All of my experience with SPI to date has been effectively half-duplex: the Master sends the known-size command (ignoring the data received from the Slave), then when it receives an interrupt from the Slave it re-starts the clock and sends known-sized garbage and receives the known-sized reply.
I am looking at embedding the XBee SX into a project, and since the MCU only has a spare SPI port I’d use that. So I read the docs and noted the diagram and description here:
SPI is inherently bit-synchronous; the byte boundaries are not explicit, but the start of transmission or reception implicitly defines them - when operating in half duplex. However, the above full-duplex description implies that the XBee can start transmitting on any bit boundary, not on a multiple of eight. It indicates that it has started by asserting nATTN, and finishes by de-asserting nATTN. Indeed, the above diagram asserts nATTN after the 5th clock. (At first I thought that nATTN was effectively an IRQ from the XBee to say that it had data, so please start clocking. But the above diagram explicitly shows this is not the case.)

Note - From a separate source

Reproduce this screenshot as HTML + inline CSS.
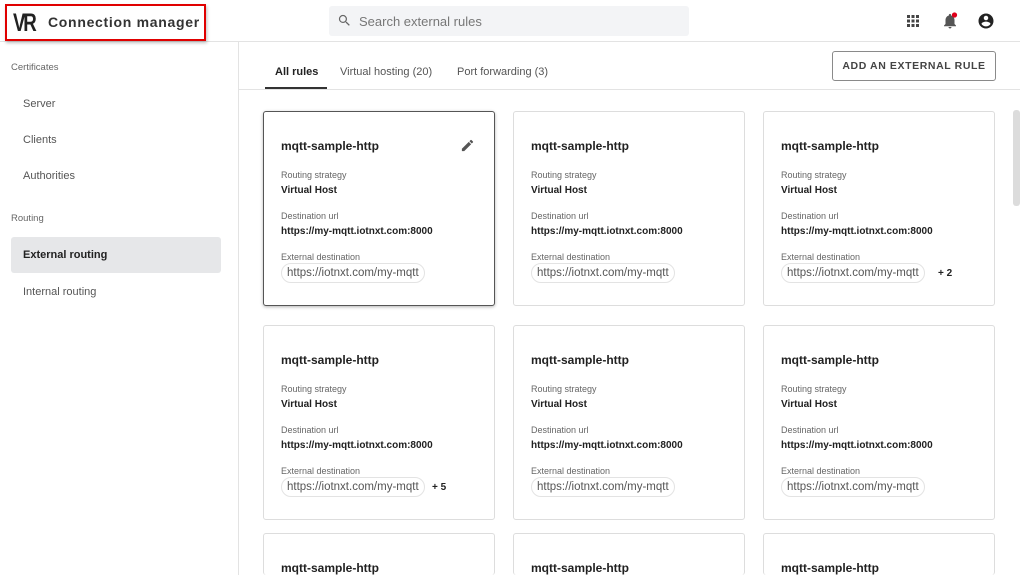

This post https://forums.digi.com/50914/xbee-wifi-s6b-spi-bug seems to describe exactly this phenomenon. The poster gives an example of the 0x7E start byte being shifted as 0xFC, since byte boundaries were assumed.
That post also alludes to the other implication of the above: how many clocks should the Master send? It can’t send just the number sufficient to clock out its request: the XBee could have started to reply, so the Master needs to keep clocking until the Slave has finished. Again, the above diagram shows exactly this, with the Master still sending garbage after it has finished, and not de-asserting nSSel until the Slave is done.
Given that the API is not fixed-size (although each individual command’s response may well be, but that’s not explicitly stated), and that no other SPI implementation in my experience uses a signal like nATTN to “bracket” the Slave’s reply, it appears as though I cannot use the MCU’s SPI hardware. I’ll have to software bit-bang the interface, examining and tracking nATTN on every bit to determine if the XBee is replying or not, shifting each data bit manually since they’re not on byte boundaries, and keeping nSSel asserted and clocking until the Slave is finished.
I might be able to use the SPI hardware if I tell it to expect a huge receive. Either:
- The transmission finishes without nATTN, in which case I abort the receive;
- nATTN is asserted during the transmission, and I reset the Receive side mid-byte(!), then when nATTN is de-asserted I again abort the Receive.
Either way, no DMA is possible!
Or have I completely over-thought all of this, and of course the XBee’s SPI is byte-oriented, the above diagram notwithstanding?